Tudo isso guardo na memória. E logo me vem a lembrança de quando o riachinho ainda era bonito de se avistar e conviver e depois das trovoadas nas cabeceiras aquele mundão de água escorrendo. A meninada tomando banho, se jogando das pedras, o canto da passarada ao redor. As cheias ainda existem, o rio ainda faz seu percurso, mas certamente não há mais aquela magia de outros tempos.


Ainda nas manhãs, com o sol ainda escondido, eu atravessava ao outro lado da ponte e colocava os pés num lugar que um dia foi reinado absoluto de Dona Tindinha e família. Ali no alto, por isso mesmo chamado Alto de Tindinha, com vista privilegiada sobre a cidade, se assentava um núcleo familiar que jamais pode ser esquecido na história de Poço Redondo.

Hoje, tanto de um lado da ponte como do outro, as antigas propriedades deram lugar a loteamentos e novas moradias surgiram, umas suntuosas e outras mais humildes. Por ali também se seguia para o Alto de João Paulo por uma estrada completamente nua. Atualmente não há mais deserto, pois são muitas as construções que surgem a cada dia.

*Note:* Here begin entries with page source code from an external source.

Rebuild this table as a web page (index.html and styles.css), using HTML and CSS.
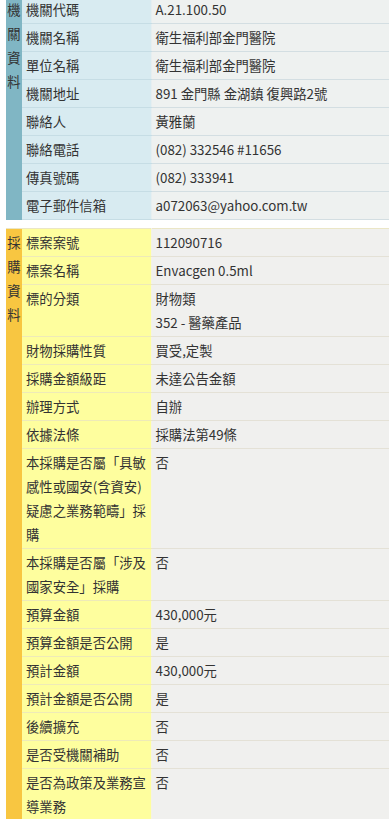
FILE: index.html
```html
<!DOCTYPE html>
<html lang="zh-Hant">
<head>
<meta charset="utf-8">
<title>機關資料</title>
<link rel="stylesheet" href="styles.css">
</head>
<body>
<div class="page">
  <table class="info org">
    <colgroup><col class="c-cat"><col class="c-label"><col class="c-value"></colgroup>
    <tr><td class="cat" rowspan="8">機關資料</td><td class="label">機關代碼</td><td class="value">A.21.100.50</td></tr>
    <tr><td class="label">機關名稱</td><td class="value">衛生福利部金門醫院</td></tr>
    <tr><td class="label">單位名稱</td><td class="value">衛生福利部金門醫院</td></tr>
    <tr><td class="label">機關地址</td><td class="value">891 金門縣 金湖鎮 復興路2號</td></tr>
    <tr><td class="label">聯絡人</td><td class="value">黃雅蘭</td></tr>
    <tr><td class="label">聯絡電話</td><td class="value">(082) 332546 #11656</td></tr>
    <tr><td class="label">傳真號碼</td><td class="value">(082) 333941</td></tr>
    <tr><td class="label">電子郵件信箱</td><td class="value">a072063@yahoo.com.tw</td></tr>
  </table>

  <table class="info buy">
    <colgroup><col class="c-cat"><col class="c-label"><col class="c-value"></colgroup>
    <tr><td class="cat" rowspan="17">採購資料</td><td class="label">標案案號</td><td class="value">112090716</td></tr>
    <tr><td class="label">標案名稱</td><td class="value">Envacgen 0.5ml</td></tr>
    <tr><td class="label">標的分類</td><td class="value">財物類<br>352 - 醫藥產品</td></tr>
    <tr><td class="label">財物採購性質</td><td class="value">買受,定製</td></tr>
    <tr><td class="label">採購金額級距</td><td class="value">未達公告金額</td></tr>
    <tr><td class="label">辦理方式</td><td class="value">自辦</td></tr>
    <tr><td class="label">依據法條</td><td class="value">採購法第49條</td></tr>
    <tr><td class="label">本採購是否屬「具敏感性或國安(含資安)疑慮之業務範疇」採購</td><td class="value">否</td></tr>
    <tr><td class="label">本採購是否屬「涉及國家安全」採購</td><td class="value">否</td></tr>
    <tr><td class="label">預算金額</td><td class="value">430,000元</td></tr>
    <tr><td class="label">預算金額是否公開</td><td class="value">是</td></tr>
    <tr><td class="label">預計金額</td><td class="value">430,000元</td></tr>
    <tr><td class="label">預計金額是否公開</td><td class="value">是</td></tr>
    <tr><td class="label">後續擴充</td><td class="value">否</td></tr>
    <tr><td class="label">是否受機關補助</td><td class="value">否</td></tr>
    <tr><td class="label">是否為政策及業務宣導業務</td><td class="value">否</td></tr>
    <tr><td class="label">&nbsp;</td><td class="value">&nbsp;</td></tr>
  </table>
</div>
</body>
</html>
```

FILE: styles.css
```css
html, body {
  margin: 0;
  padding: 0;
  background: #ffffff;
}

.page {
  padding-left: 6px;
  font-family: "Noto Sans CJK TC", "Noto Sans", sans-serif;
  font-size: 13.33px;
  line-height: 24px;
  color: #333333;
}

.info {
  width: 100%;
  border-collapse: collapse;
  table-layout: fixed;
}

.org {
  margin-top: -4px;
}

.buy {
  margin-top: 8px;
}

.c-cat { width: 16px; }
.c-label { width: 129px; }

.info td {
  padding: 1.5px 4px;
  vertical-align: top;
  text-align: left;
}

.info td.cat {
  padding: 2px 1px;
  text-align: center;
  word-break: break-all;
}

.org .cat { background: #80b6c4; }
.org .label { background: #d8ebf1; border-bottom: 1px solid #c6dde5; }
.org .value { background: #eef1f0; border-bottom: 1px solid #d3dee2; border-left: 1px solid #e6eef0; }

.buy { border-top: 1px solid #ebe6c6; }
.buy .cat { background: #f8c641; }
.buy .label { background: #fefe9e; border-bottom: 1px solid #eeeab8; }
.buy .value { background: #f0f0ee; border-bottom: 1px solid #e4e1d6; border-left: 1px solid #f4f2e4; }
```
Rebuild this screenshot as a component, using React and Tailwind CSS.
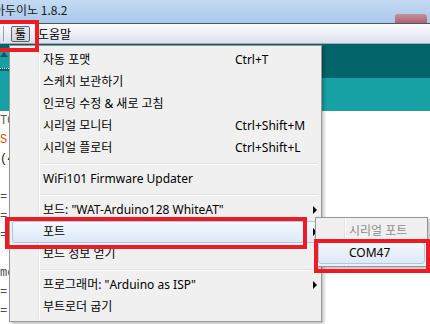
import React from "react";

const items = [
  { t: "자동 포맷", k: "Ctrl+T" },
  { t: "스케치 보관하기" },
  { t: "인코딩 수정 & 새로 고침" },
  { t: "시리얼 모니터", k: "Ctrl+Shift+M" },
  { t: "시리얼 플로터", k: "Ctrl+Shift+L" },
  "sep",
  { t: "WiFi101 Firmware Updater" },
  "sep",
  { t: ' 보드: "WAT-Arduino128 WhiteAT"', arrow: true },
  { t: "포트", arrow: true, hl: true },
  { t: "보드 정보 얻기" },
  "sep",
  { t: '프로그래머: "Arduino as ISP"', arrow: true },
  { t: "부트로더 굽기" },
];

const codeLines = [
  { t: "TO", c: "text-[#555d61]" },
  { t: "S'", c: "text-[#d35400]" },
  { t: "(4", c: "text-[#1c1c1c]" },
  { t: "", c: "" },
  { t: "=", c: "text-[#434f54]" },
  { t: "=", c: "text-[#434f54]" },
  { t: "=", c: "text-[#434f54]" },
  { t: "", c: "" },
  { t: "me", c: "text-[#434f54]" },
  { t: "=", c: "text-[#434f54]" },
  { t: "=", c: "text-[#434f54]" },
];

function Arrow() {
  return (
    <span className="ml-auto mr-[1px] h-0 w-0 border-y-[4px] border-l-[4px] border-y-transparent border-l-black" />
  );
}

export default function App() {
  return (
    <div className="relative flex h-[324px] w-[430px] flex-col overflow-hidden bg-white font-['Noto_Sans','Noto_Sans_CJK_KR',sans-serif] text-[12px] text-black">
      {/* title bar */}
      <div className="relative h-[23px] shrink-0 bg-gradient-to-b from-[#c4dbf2] to-[#a9c8ea]">
        <div className="absolute left-[-6px] top-[2px] whitespace-nowrap font-['Noto_Sans_CJK_KR',sans-serif] text-[12px] leading-[16px] text-[#1a1a1a]">
          아두이노 1.8.2
        </div>
        <div className="absolute bottom-0 left-[395px] h-[9px] w-[32px] rounded-t-[3px] bg-gradient-to-b from-[#c98088] to-[#b04a55] opacity-80" />
      </div>
      <div className="h-px shrink-0 bg-[#4a5662]" />
      {/* menu bar */}
      <div className="flex h-[20px] shrink-0 items-center border-b border-[#a7abb5] bg-gradient-to-b from-[#fbfcfe] via-[#eef0f7] to-[#dce1ee]">
        <span className="ml-[3px] h-[15px] w-px bg-[#9aa0aa]" />
        <div className="ml-[7px] flex h-[16px] w-[19px] items-center justify-center rounded-[2px] border border-[#5f6368] bg-gradient-to-b from-[#e4e7ee] to-[#cfd4de] font-['Noto_Sans_CJK_KR',sans-serif] leading-none">
          툴
        </div>
        <div className="ml-[8px] font-['Noto_Sans_CJK_KR',sans-serif] leading-none">도움말</div>
      </div>
      {/* toolbar */}
      <div className="flex h-[34px] shrink-0 bg-[#006468]">
        <div className="flex w-[9px] flex-col">
          <div className="h-[4px] bg-[#006468]" />
          <div className="relative h-[20px] bg-[#17a1a5]">
            <span className="absolute left-[0px] top-[4px] h-0 w-0 border-x-[4px] border-b-[5px] border-x-transparent border-b-[#00575b]" />
          </div>
          <div className="h-[3px] border-t border-dotted border-white bg-[#006468]" />
          <div className="flex-1 bg-[#17a1a5]" />
        </div>
      </div>
      {/* tab bar */}
      <div className="h-[33px] shrink-0 bg-[#17a1a5]" />
      {/* editor */}
      <div className="flex-1 font-['Liberation_Mono',monospace] text-[12px]">
        {codeLines.map((l, i) => (
          <div key={i} className={`flex h-[19px] items-center whitespace-nowrap ${l.c}`}>
            {l.t}
          </div>
        ))}
      </div>

      {/* dropdown menu */}
      <div className="absolute left-[9px] top-[45px] w-[313px] border border-[#979797] bg-[#f0f0f0] px-[2px] py-[3px] shadow-[2px_2px_3px_rgba(0,0,0,0.25)]">
        <div className="absolute bottom-0 left-[28px] top-0 w-px bg-[#e2e3e3]" />
        <div className="absolute bottom-0 left-[29px] top-0 w-px bg-white" />
        <div className="relative flex flex-col">
          {items.map((it, i) =>
            it === "sep" ? (
              <div key={i} className="flex h-[9px] items-center pl-[29px] pr-[1px]">
                <div className="h-[2px] w-full border-b border-t border-b-white border-t-[#e0e0e0]" />
              </div>
            ) : (
              <div
                key={i}
                className={`flex h-[22px] items-center whitespace-nowrap rounded-[3px] border pl-[30px] ${
                  it.hl
                    ? "border-[#a9c8ee] bg-gradient-to-b from-[#f4f8fe] to-[#dde8f7]"
                    : "border-transparent"
                }`}
              >
                <span className="w-[192px] shrink-0 leading-none">{it.t.trim()}</span>
                {it.k && <span className="leading-none">{it.k}</span>}
                {it.arrow && <Arrow />}
              </div>
            )
          )}
        </div>
      </div>

      {/* submenu */}
      <div className="absolute left-[315px] top-[217px] w-[113px] border border-[#979797] bg-[#f0f0f0] p-[2px] shadow-[2px_2px_3px_rgba(0,0,0,0.25)]">
        <div className="absolute bottom-0 left-[28px] top-0 w-px bg-[#e2e3e3]" />
        <div className="absolute bottom-0 left-[29px] top-0 w-px bg-white" />
        <div className="relative flex flex-col">
          <div className="flex h-[22px] items-center rounded-[3px] border border-transparent pl-[30px] leading-none text-[#8d8d8d]">
            시리얼 포트
          </div>
          <div className="flex h-[22px] items-center rounded-[3px] border border-[#a9c8ee] bg-gradient-to-b from-[#f4f8fe] to-[#dde8f7] pl-[30px] leading-none">
            COM47
          </div>
        </div>
      </div>

      {/* red annotation boxes */}
      <div className="absolute left-[-5px] top-[20px] h-[32px] w-[44px] border-4 border-[#ed1c24]" />
      <div className="absolute left-[5px] top-[217px] h-[32px] w-[302px] border-4 border-[#ed1c24]" />
      <div className="absolute left-[314px] top-[239px] h-[34px] w-[116px] border-4 border-[#ed1c24]" />
    </div>
  );
}
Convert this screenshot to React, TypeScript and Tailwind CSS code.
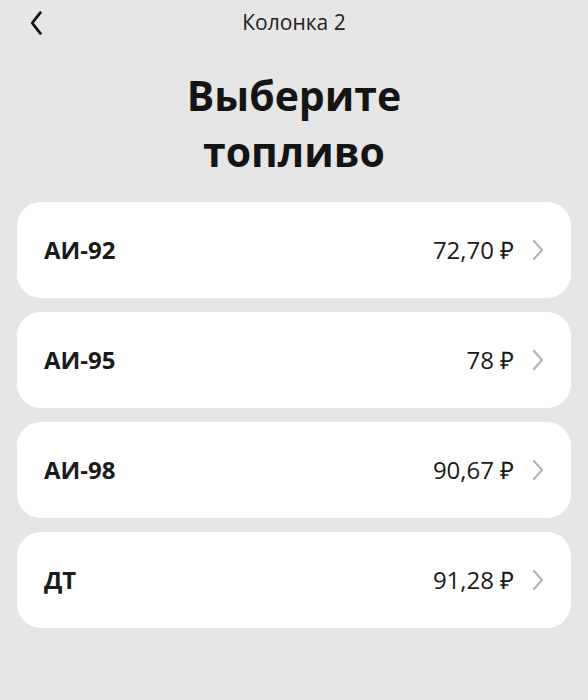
import { type ReactNode } from 'react';

const fuels = [
  { name: 'АИ-92', price: '72,70' },
  { name: 'АИ-95', price: '78' },
  { name: 'АИ-98', price: '90,67' },
  { name: 'ДТ', price: '91,28' },
];

function Chevron({ className, children }: { className?: string; children?: ReactNode }) {
  return (
    <svg className={className} viewBox="0 0 14 24" fill="none" stroke="currentColor" strokeLinecap="round" strokeLinejoin="round">
      {children}
    </svg>
  );
}

export default function App() {
  return (
    <div className="min-h-[700px] w-[588px] bg-[#e6e6e6] font-['Open_Sans',sans-serif] text-[#1a1a1a]">
      {/* header */}
      <div className="relative flex h-[46px] items-center justify-center">
        <button className="absolute left-[28px] top-[10px] text-[#111]">
          <Chevron className="h-[26px] w-[16px]">
            <path d="M11 2.5 L3.5 12 L11 21.5" strokeWidth="2.6" />
          </Chevron>
        </button>
        <span className="text-[21px] text-[#222]">Колонка 2</span>
      </div>

      <h1 className="mt-[21px] text-center text-[41px] font-bold leading-[56px] text-[#141414]">
        Выберите
        <br />
        топливо
      </h1>

      <div className="mt-[23px] flex flex-col gap-[14px] px-[17px]">
        {fuels.map((f) => (
          <div key={f.name} className="flex h-[96px] items-center rounded-[24px] bg-white pl-[27px] pr-[26px]">
            <span className="text-[24px] font-bold">{f.name}</span>
            <span className="ml-auto text-[24px] text-[#1a1a1a]">
              {f.price}
              <span className="ml-[6px]">₽</span>
            </span>
            <Chevron className="ml-[17px] h-[24px] w-[14px] text-[#b5b5b5]">
              <path d="M3 3 L11 12 L3 21" strokeWidth="2.2" />
            </Chevron>
          </div>
        ))}
      </div>
    </div>
  );
}
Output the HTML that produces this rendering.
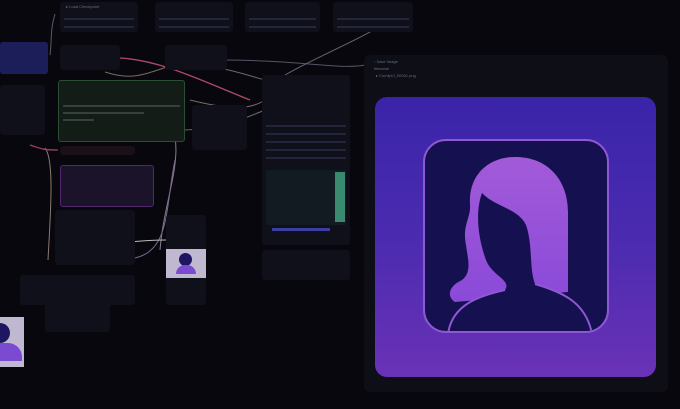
<!DOCTYPE html>
<html><head><style>
body{margin:0;width:680px;height:409px;background:#07070d;overflow:hidden;position:relative;font-family:"Liberation Sans",sans-serif}
.n{position:absolute;background:#0f1019;border-radius:3px}
.h{position:absolute;left:4px;right:4px;height:2px;background:#23253a}
.t{position:absolute;font-size:4px;color:#6a6c80;white-space:nowrap}
</style></head><body>
<svg width="680" height="409" style="position:absolute;left:0;top:0" viewBox="0 0 680 409">
<g fill="none" stroke-width="1">
<path d="M120 58 C160 60 200 80 250 100" stroke="#b04a6a" stroke-width="1.3"/>
<path d="M55 14 C50 30 52 40 50 55" stroke="#5a5a68"/>
<path d="M105 72 C130 80 140 76 170 66" stroke="#7a6a5a"/>
<path d="M215 67 C240 72 250 76 265 80" stroke="#6a6a78"/>
<path d="M220 60 C300 60 340 70 365 65" stroke="#555566"/>
<path d="M285 75 C320 55 360 40 390 20" stroke="#666677"/>
<path d="M45 148 C55 160 50 220 48 260" stroke="#8a7a70"/>
<path d="M165 110 C190 150 165 190 160 250" stroke="#8a7a90"/>
<path d="M190 100 C230 110 250 110 265 100" stroke="#7a6a6a"/>
<path d="M180 130 C220 130 240 120 265 110" stroke="#6a6a70"/>
<path d="M135 258 C170 250 165 210 175 160" stroke="#7a6a88"/>
<path d="M130 242 C150 240 160 240 166 240" stroke="#bbb"/>
<path d="M30 145 C40 148 40 150 58 150" stroke="#a04060" stroke-width="1.3"/>
</g>
</svg>
<div class="n" style="left:60px;top:2px;width:78px;height:30px"><div class="t" style="left:6px;top:2px">▸ Load Checkpoint</div><div class="h" style="top:16px"></div><div class="h" style="top:24px"></div></div>
<div class="n" style="left:155px;top:2px;width:78px;height:30px"><div class="h" style="top:16px"></div><div class="h" style="top:24px"></div></div>
<div class="n" style="left:245px;top:2px;width:75px;height:30px"><div class="h" style="top:16px"></div><div class="h" style="top:24px"></div></div>
<div class="n" style="left:333px;top:2px;width:80px;height:30px"><div class="h" style="top:16px"></div><div class="h" style="top:24px"></div></div>
<div class="n" style="left:0;top:42px;width:48px;height:32px;background:#1c1e5a"></div>
<div class="n" style="left:60px;top:45px;width:60px;height:25px"></div>
<div class="n" style="left:165px;top:45px;width:62px;height:25px"></div>
<div class="n" style="left:0;top:85px;width:45px;height:50px"></div>
<div class="n" style="left:58px;top:80px;width:125px;height:60px;background:#131c17;border:1px solid #2a4e31"><div class="h" style="top:24px;background:#34423a"></div><div class="h" style="top:31px;background:#34423a;right:40px"></div><div class="h" style="top:38px;background:#34423a;right:90px"></div></div>
<div class="n" style="left:60px;top:146px;width:75px;height:9px;background:#1a1017"></div>
<div class="n" style="left:60px;top:165px;width:92px;height:40px;background:#1a1329;border:1px solid #52276f"></div>
<div class="n" style="left:55px;top:210px;width:80px;height:55px"></div>
<div class="n" style="left:192px;top:105px;width:55px;height:45px"></div>
<div class="n" style="left:262px;top:75px;width:88px;height:170px"><div class="h" style="top:50px"></div><div class="h" style="top:58px"></div><div class="h" style="top:66px"></div><div class="h" style="top:74px"></div><div class="h" style="top:82px"></div></div>
<div style="position:absolute;left:266px;top:170px;width:80px;height:55px;background:#121a22"></div>
<div style="position:absolute;left:335px;top:172px;width:10px;height:50px;background:#3a8a70"></div>
<div style="position:absolute;left:272px;top:228px;width:58px;height:3px;background:#3a3ea0"></div>
<div class="n" style="left:262px;top:250px;width:88px;height:30px"></div>
<div class="n" style="left:166px;top:215px;width:40px;height:90px"></div>
<div style="position:absolute;left:166px;top:249px;width:40px;height:29px;background:#c0b8d0"><div style="position:absolute;left:13px;top:4px;width:13px;height:13px;border-radius:50%;background:#1e1660"></div><div style="position:absolute;left:10px;top:16px;width:20px;height:9px;border-radius:9px 9px 0 0;background:#7a4ad0"></div></div>
<div class="n" style="left:20px;top:275px;width:115px;height:30px"></div>
<div class="n" style="left:45px;top:300px;width:65px;height:32px"></div>
<div style="position:absolute;left:0;top:317px;width:24px;height:50px;background:#c0b8d0;overflow:hidden"><div style="position:absolute;left:-10px;top:6px;width:20px;height:20px;border-radius:50%;background:#1e1660"></div><div style="position:absolute;left:-14px;top:26px;width:36px;height:18px;border-radius:14px 14px 0 0;background:#7a4ad0"></div></div>
<div class="n" style="left:364px;top:55px;width:304px;height:337px;background:#0d0e16;border-radius:6px"><div class="t" style="left:10px;top:4px">◦ Save Image</div><div class="t" style="left:10px;top:11px">filename</div><div class="t" style="left:12px;top:18px">▸ ComfyUI_00001.png</div></div>
<div style="position:absolute;left:375px;top:97px;width:281px;height:280px;border-radius:12px;background:linear-gradient(180deg,#3a24a8 0%,#4a2bb0 50%,#6a32b6 100%)"></div>
<svg width="680" height="409" style="position:absolute;left:0;top:0" viewBox="0 0 680 409">
<defs><linearGradient id="g" x1="0" y1="0" x2="0" y2="1"><stop offset="0" stop-color="#a25ad8"/><stop offset="1" stop-color="#8a4ad8"/></linearGradient></defs>
<rect x="424" y="140" width="184" height="192" rx="22" fill="#15104f" stroke="#8e58d2" stroke-width="2"/>
<clipPath id="c"><rect x="425" y="141" width="182" height="190" rx="21"/></clipPath>
<g clip-path="url(#c)">
<path d="M470 205 C468 172 492 156 517 157 C550 158 568 182 568 212 L568 292 L455 302 C446 296 449 286 462 280 C472 272 468 260 466 245 C462 225 471 218 470 205 Z" fill="url(#g)"/>
<path d="M482 193 C495 207 518 208 526 225 C533 245 529 268 535 284 C562 292 586 302 592 334 L448 334 C452 305 478 296 505 290 C512 280 492 276 486 260 C478 238 475 212 482 193 Z" fill="#15104f"/>
<path d="M448 334 C452 305 478 296 505 290 M535 284 C562 292 586 302 592 334" fill="none" stroke="#8e58d2" stroke-width="2"/>
</g>
</svg>
</body></html>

Nas minhas caminhadas matinais não atravessei o riacho em direção ao Alto de João Paulo, e por isso mesmo não sei das grandes transformações ali surgidas. Mas da cidade é possível avistar uma realidade completamente nova pelos arredores. Prefiro ficar guardando na memória e na saudade a feição de antigamente.

O Alto de João Paulo é de história viva. Relembro João Paulo sempre alegre, alto e sempre com chapéu de couro à cabeça, apreciador de uma casca de pau. Proseador e amigo. Contudo, sua importância no Alto se igualava a tantos outros que moravam naquele lugar bonito. Local de moradia de Adília, a ex-cangaceira, dos Maximino e tantas outras famílias de renome histórico na região. E nas suas proximidades a moradia de Luiz Doce e de Galego, o ferreiro sem igual no ofício e na amizade.

Desse modo, sinto muita falta de um acordar com motivações para a vida. E não há viver melhor que cortando as veredas do meu sertão, caminhando pelas estradas nuas, dando bom dia a um e outro, reencontrando a verdadeira seiva da existência. E disso concluo que a cidade, seja grande ou pequena, foi feita apenas para o indivíduo se esconder. Eis que a liberdade somente é encontrada nos afastados e esquecidos, perto do espinho e da flor.